Scott Lucas, cidadão norte-americano, que também foi professor da Universidade de Teerão e em Beirute, olha para o futuro – avaliando o poder negocial talibã e o papel da China e Rússia no futuro do Afeganistão.
Poderá haver colaboração entre os Estados Unidos e o regime talibã para neutralizar o ISIS-K, inimigo do novo poder em Cabul?
Declarar simplesmente uma nova "guerra ao terrorismo" não resolve os problemas que se avizinham, porque, com a retirada do Afeganistão, os Estados Unidos deixam de ter ativos humanos e estruturas no território.
Os Estados Unidos retiraram. O Ocidente deixou de ter pessoas no terreno. Os Estados Unidos deixaram de ter os grupos e o conjunto de colaboradores com que tinham trabalhado até aqui.
Este pano de fundo aponta para um cenário de nesta nova fase, longe de contrariar o novo poder taliban, poder acabar a ter de interagir e colaborar com o novo regime.
Porque se é preciso informação e dados sobre o ISIS-K, o movimento Talibã é o que melhor conhece este inimigo.
Nesta luta contra o ISIS-K, os Estados Unidos precisam de se socorrer do novo regime de Cabul, porque domina todo o território afegão, com exceção do Vale de Panshir, onde há a resistência aos talibã por parte dos homens de Ahmad Massoud, filho do lendário “Leão de Panshir”.
Quão significativa é esta ameaça terrorista do ISIS-K?
Penso que esta nova fase da "guerra ao terrorismo", travada agora, para lá da opção de colocar tropas no terreno, incorpora um elemento quase de distração, de dispersão.
É que não ocorreu nenhum ataque terrorista de células do Estado Islâmico na Europa ou Estados Unidos, desde 2017.
Se houve terrorismo foi no Afeganistão e países circundantes e de facto o ISIS-K, fundado em 2015, é muito pequeno e sempre foi um grupo regional, rival do movimento talibã.
Portanto, neste quadro, na perspetiva dos Estados Unidos, da União Europeia ou até do Reino Unido, não se gosta obviamente do que está a acontecer no Afeganistão, ou na região, mas tenho de ser honesto, por razões de política interna nos Estados Unidos – depois das dificuldades de Joe Biden na retirada – é mais fácil declarar o ISIS-K um inimigo global e poder recuperar algum espaço político não só depois do adeus a Cabul como, sobretudo, depois da perda trágica de 13 soldados norte-americanos, a semana passada.
Com a necessidade de colocar a economia a funcionar pode haver uma barganha talibã numa eventual negociação com Washington?
Nos últimos anos houve um diálogo fluido entre os Estados Unidos e o movimento talibã – desde as conversações de Doha, no tempo da administração Trump até ao acordo recente de não atacar embaixadas, permitir a retirada de Cabul sem incidentes militares e esse diálogo até incluiu o n.1 da CIA a encontrar-se em Cabul, a semana passada, com o líder político talibã, Abdul Baradar.
Mas nesta nova fase, se os Estados Unidos precisam do regime talibã para a segurança face ao ISIS-K qual é então o poder negocial talibã?

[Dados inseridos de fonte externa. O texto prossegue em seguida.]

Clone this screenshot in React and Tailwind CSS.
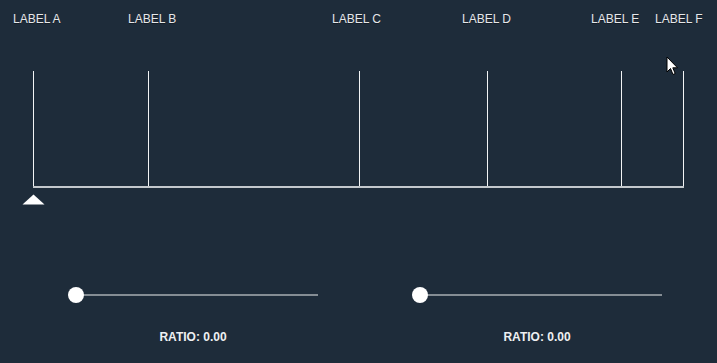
export default function App() {
  const ticks = [
    { x: 33, label: "LABEL A", lx: 13 },
    { x: 148, label: "LABEL B", lx: 128 },
    { x: 359, label: "LABEL C", lx: 332 },
    { x: 487, label: "LABEL D", lx: 462 },
    { x: 621, label: "LABEL E", lx: 591 },
    { x: 683, label: "LABEL F", lx: 655 },
  ];
  return (
    <div
      className="relative w-[717px] h-[363px] bg-[#1e2c3a] overflow-hidden"
      style={{ fontFamily: '"Liberation Sans", Arial, sans-serif' }}
    >
      <div className="relative h-[287px]">
        {ticks.map((t) => (
          <div key={t.label}>
            <div
              className="absolute top-[12px] text-[12px] leading-[14px] text-[#e6e8ea] whitespace-nowrap"
              style={{ left: t.lx, textShadow: "0 1px 0 rgba(0,0,0,0.35)" }}
            >
              {t.label}
            </div>
            <div
              className="absolute top-[71px] h-[116px] w-px bg-[#f2f4f5]"
              style={{ left: t.x }}
            />
          </div>
        ))}
        <div className="absolute left-[33px] top-[186px] w-[651px] h-[1.5px] bg-[#c3c8cc]" />
        <svg className="absolute left-[22px] top-[194px]" width="23" height="11" viewBox="0 0 23 11">
          <polygon points="11.5,0.5 22.5,10.5 0.5,10.5" fill="#ffffff" />
        </svg>
      </div>
      <div className="flex pl-[68px] gap-[94px]">
        {[0, 1].map((i) => (
          <div key={i} className="w-[250px] flex flex-col items-center">
            <div className="relative w-full h-4">
              <div className="absolute left-2 right-0 top-[7px] h-[2px] bg-[#858d94]" />
              <div className="absolute left-0 top-0 w-4 h-4 rounded-full bg-white" />
            </div>
            <div className="mt-[26px] text-[12px] leading-4 font-bold text-[#eef0f2]">
              RATIO: 0.00
            </div>
          </div>
        ))}
      </div>
      <svg className="absolute left-[666px] top-[56px]" width="14" height="20" viewBox="0 0 14 20">
        <path d="M1 1 L1 16 L4.5 12.5 L7 18.5 L9.2 17.5 L6.8 11.8 L11.5 11.8 Z" fill="#ffffff" stroke="#000000" strokeWidth="1" strokeLinejoin="round" />
      </svg>
    </div>
  );
}
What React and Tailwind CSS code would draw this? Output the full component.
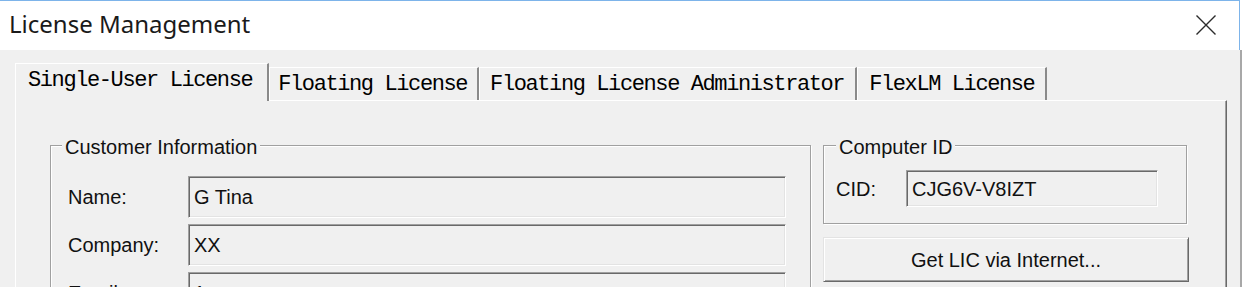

É dizer aos americanos “se quiserem ajuda, nós ajudamos, mas o que nos dão em troca”?
“É que têm de começar por descongelar as contas do governo afegão, mais de 9,5 mil milhões de dólares, permitir empréstimos do FMI, renovar ajuda externa e, depois, então nós iremos ajudar”.
E se a ameaça prosseguir durante meses ou anos – o regime talibã pode ainda dizer: “mas vocês terão de nos reconhecer diplomaticamente pela primeira vez”.
E claro, há novos “players” no Afeganistão, a China, já muito ligada ao Paquistão na sua recente iniciativa económica “a nova rota da seda” e, claro, Islamabad é uma capital ligada ao movimento talibã.
A Rússia vai também querer regressar ao Afeganistão, depois de ter sido expulsa nos anos 90.
Portanto, penso que a melhor maneira de pensar o futuro do Afeganistão é ver o cenário como sendo um caleidoscópio com diferentes peças e padrões.
O simplista padrão do passado – Estados Unidos versus movimento talibã – deixou de existir.
O regime talibã passou a ser uma grande peça do caleidoscópio. Os Estados Unidos também são uma peça importante, mas já não estão no centro do caleidoscópio.
Importa estar atento ao que acontece na região com os Estados Unidos a tentarem de novo ter algum tipo de influência nesse futuro, depois de – e tenho de ser honesto – nos últimos meses Washington ter desistido de ser influente.